◆ **TASK STATEMENT**:
Copy out every line exactly, passing over the pictures.

◆ **COLLECTED DATA**:
==================================================
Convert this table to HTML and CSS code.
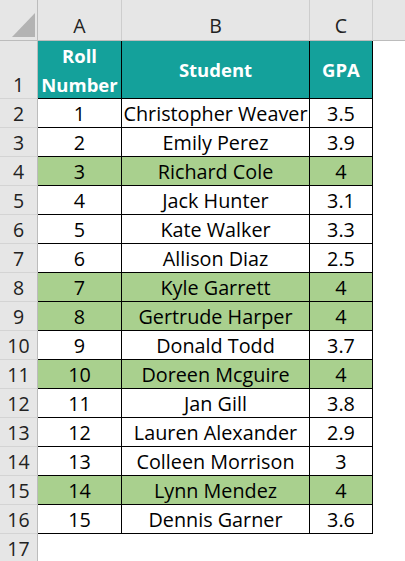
FILE: index.html
```html
<!DOCTYPE html>
<html>
<head>
<meta charset="utf-8">
<link rel="stylesheet" href="styles.css">
</head>
<body>
<div class="sheet">
  <div class="corner"><svg class="tri" width="23" height="24" viewBox="0 0 23 24"><polygon points="0,24 23,24 23,0" fill="#b3b3b3"/></svg></div>
  <div class="colhead">A</div>
  <div class="colhead">B</div>
  <div class="colhead">C</div>
  <div class="colhead fill"></div>

  <div class="rowhead">1</div>
  <div class="cell th"><span>Roll<br>Number</span></div>
  <div class="cell th">Student</div>
  <div class="cell th">GPA</div>
  <div class="blank"></div>

  <div class="rowhead">2</div><div class="cell">1</div><div class="cell">Christopher Weaver</div><div class="cell">3.5</div><div class="blank"></div>
  <div class="rowhead">3</div><div class="cell">2</div><div class="cell">Emily Perez</div><div class="cell">3.9</div><div class="blank"></div>
  <div class="rowhead">4</div><div class="cell hl">3</div><div class="cell hl">Richard Cole</div><div class="cell hl">4</div><div class="blank"></div>
  <div class="rowhead">5</div><div class="cell">4</div><div class="cell">Jack Hunter</div><div class="cell">3.1</div><div class="blank"></div>
  <div class="rowhead">6</div><div class="cell">5</div><div class="cell">Kate Walker</div><div class="cell">3.3</div><div class="blank"></div>
  <div class="rowhead">7</div><div class="cell">6</div><div class="cell">Allison Diaz</div><div class="cell">2.5</div><div class="blank"></div>
  <div class="rowhead">8</div><div class="cell hl">7</div><div class="cell hl">Kyle Garrett</div><div class="cell hl">4</div><div class="blank"></div>
  <div class="rowhead">9</div><div class="cell hl">8</div><div class="cell hl">Gertrude Harper</div><div class="cell hl">4</div><div class="blank"></div>
  <div class="rowhead">10</div><div class="cell">9</div><div class="cell">Donald Todd</div><div class="cell">3.7</div><div class="blank"></div>
  <div class="rowhead">11</div><div class="cell hl">10</div><div class="cell hl">Doreen Mcguire</div><div class="cell hl">4</div><div class="blank"></div>
  <div class="rowhead">12</div><div class="cell">11</div><div class="cell">Jan Gill</div><div class="cell">3.8</div><div class="blank"></div>
  <div class="rowhead">13</div><div class="cell">12</div><div class="cell">Lauren Alexander</div><div class="cell">2.9</div><div class="blank"></div>
  <div class="rowhead">14</div><div class="cell">13</div><div class="cell">Colleen Morrison</div><div class="cell">3</div><div class="blank"></div>
  <div class="rowhead">15</div><div class="cell hl">14</div><div class="cell hl">Lynn Mendez</div><div class="cell hl">4</div><div class="blank"></div>
  <div class="rowhead">16</div><div class="cell">15</div><div class="cell">Dennis Garner</div><div class="cell">3.6</div><div class="blank"></div>
  <div class="rowhead">17</div><div class="blank"></div><div class="blank"></div><div class="blank"></div><div class="blank"></div>
</div>
</body>
</html>
```
FILE: styles.css
```css
* { box-sizing: border-box; }
html, body { margin: 0; padding: 0; background: #fff; }
body { font-family: "Open Sans", Lato, sans-serif; color: #000; }

.sheet {
  display: grid;
  grid-template-columns: 38px 84px 188px 63px 1fr;
  grid-template-rows: 41px 58px repeat(16, 29px);
  width: 405px;
  height: 561px;
  overflow: hidden;
}

.corner {
  background: #e6e6e6;
  border-right: 1px solid #bcbcbc;
  border-bottom: 1px solid #bcbcbc;
  display: flex;
  align-items: flex-end;
  justify-content: flex-end;
  padding: 0 2px 3px 0;
}
.tri { display: block; }

.colhead {
  background: #e6e6e6;
  border-right: 1px solid #cdcdcd;
  border-bottom: 1px solid #bcbcbc;
  display: flex;
  align-items: flex-end;
  justify-content: center;
  padding-bottom: 3px;
  font-size: 19.5px;
  line-height: 22px;
  color: #222;
}
.colhead.fill { border-right: none; }

.rowhead {
  background: #e6e6e6;
  border-right: 1px solid #bcbcbc;
  border-bottom: 1px solid #d4d4d4;
  display: flex;
  align-items: flex-end;
  justify-content: center;
  padding-bottom: 2px;
  font-size: 19.5px;
  line-height: 22px;
  color: #222;
}

.cell {
  border-right: 1px solid #000;
  border-bottom: 1px solid #000;
  display: flex;
  align-items: flex-end;
  justify-content: center;
  padding-bottom: 2px;
  font-size: 19.8px;
  line-height: 22px;
  white-space: nowrap;
}
.cell.th {
  background: #14a19b;
  color: #fff;
  font-weight: 700;
  font-size: 18.5px;
  align-items: center;
  padding-bottom: 0;
  text-align: center;
  line-height: 29px;
}
.cell.hl { background: #a9d08e; }
.blank { background: #fff; }
```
==================================================
◆ **RESULT FOR THIS EXERCISE**:
Convert this table to HTML and CSS code.
FILE: index.html
```html
<!DOCTYPE html>
<html>
<head>
<meta charset="utf-8">
<link rel="stylesheet" href="styles.css">
</head>
<body>
<div class="sheet">
  <div class="corner"><svg class="tri" width="23" height="24" viewBox="0 0 23 24"><polygon points="0,24 23,24 23,0" fill="#b3b3b3"/></svg></div>
  <div class="colhead">A</div>
  <div class="colhead">B</div>
  <div class="colhead">C</div>
  <div class="colhead fill"></div>

  <div class="rowhead">1</div>
  <div class="cell th"><span>Roll<br>Number</span></div>
  <div class="cell th">Student</div>
  <div class="cell th">GPA</div>
  <div class="blank"></div>

  <div class="rowhead">2</div><div class="cell">1</div><div class="cell">Christopher Weaver</div><div class="cell">3.5</div><div class="blank"></div>
  <div class="rowhead">3</div><div class="cell">2</div><div class="cell">Emily Perez</div><div class="cell">3.9</div><div class="blank"></div>
  <div class="rowhead">4</div><div class="cell hl">3</div><div class="cell hl">Richard Cole</div><div class="cell hl">4</div><div class="blank"></div>
  <div class="rowhead">5</div><div class="cell">4</div><div class="cell">Jack Hunter</div><div class="cell">3.1</div><div class="blank"></div>
  <div class="rowhead">6</div><div class="cell">5</div><div class="cell">Kate Walker</div><div class="cell">3.3</div><div class="blank"></div>
  <div class="rowhead">7</div><div class="cell">6</div><div class="cell">Allison Diaz</div><div class="cell">2.5</div><div class="blank"></div>
  <div class="rowhead">8</div><div class="cell hl">7</div><div class="cell hl">Kyle Garrett</div><div class="cell hl">4</div><div class="blank"></div>
  <div class="rowhead">9</div><div class="cell hl">8</div><div class="cell hl">Gertrude Harper</div><div class="cell hl">4</div><div class="blank"></div>
  <div class="rowhead">10</div><div class="cell">9</div><div class="cell">Donald Todd</div><div class="cell">3.7</div><div class="blank"></div>
  <div class="rowhead">11</div><div class="cell hl">10</div><div class="cell hl">Doreen Mcguire</div><div class="cell hl">4</div><div class="blank"></div>
  <div class="rowhead">12</div><div class="cell">11</div><div class="cell">Jan Gill</div><div class="cell">3.8</div><div class="blank"></div>
  <div class="rowhead">13</div><div class="cell">12</div><div class="cell">Lauren Alexander</div><div class="cell">2.9</div><div class="blank"></div>
  <div class="rowhead">14</div><div class="cell">13</div><div class="cell">Colleen Morrison</div><div class="cell">3</div><div class="blank"></div>
  <div class="rowhead">15</div><div class="cell hl">14</div><div class="cell hl">Lynn Mendez</div><div class="cell hl">4</div><div class="blank"></div>
  <div class="rowhead">16</div><div class="cell">15</div><div class="cell">Dennis Garner</div><div class="cell">3.6</div><div class="blank"></div>
  <div class="rowhead">17</div><div class="blank"></div><div class="blank"></div><div class="blank"></div><div class="blank"></div>
</div>
</body>
</html>
```
FILE: styles.css
```css
* { box-sizing: border-box; }
html, body { margin: 0; padding: 0; background: #fff; }
body { font-family: "Open Sans", Lato, sans-serif; color: #000; }

.sheet {
  display: grid;
  grid-template-columns: 38px 84px 188px 63px 1fr;
  grid-template-rows: 41px 58px repeat(16, 29px);
  width: 405px;
  height: 561px;
  overflow: hidden;
}

.corner {
  background: #e6e6e6;
  border-right: 1px solid #bcbcbc;
  border-bottom: 1px solid #bcbcbc;
  display: flex;
  align-items: flex-end;
  justify-content: flex-end;
  padding: 0 2px 3px 0;
}
.tri { display: block; }

.colhead {
  background: #e6e6e6;
  border-right: 1px solid #cdcdcd;
  border-bottom: 1px solid #bcbcbc;
  display: flex;
  align-items: flex-end;
  justify-content: center;
  padding-bottom: 3px;
  font-size: 19.5px;
  line-height: 22px;
  color: #222;
}
.colhead.fill { border-right: none; }

.rowhead {
  background: #e6e6e6;
  border-right: 1px solid #bcbcbc;
  border-bottom: 1px solid #d4d4d4;
  display: flex;
  align-items: flex-end;
  justify-content: center;
  padding-bottom: 2px;
  font-size: 19.5px;
  line-height: 22px;
  color: #222;
}

.cell {
  border-right: 1px solid #000;
  border-bottom: 1px solid #000;
  display: flex;
  align-items: flex-end;
  justify-content: center;
  padding-bottom: 2px;
  font-size: 19.8px;
  line-height: 22px;
  white-space: nowrap;
}
.cell.th {
  background: #14a19b;
  color: #fff;
  font-weight: 700;
  font-size: 18.5px;
  align-items: center;
  padding-bottom: 0;
  text-align: center;
  line-height: 29px;
}
.cell.hl { background: #a9d08e; }
.blank { background: #fff; }
```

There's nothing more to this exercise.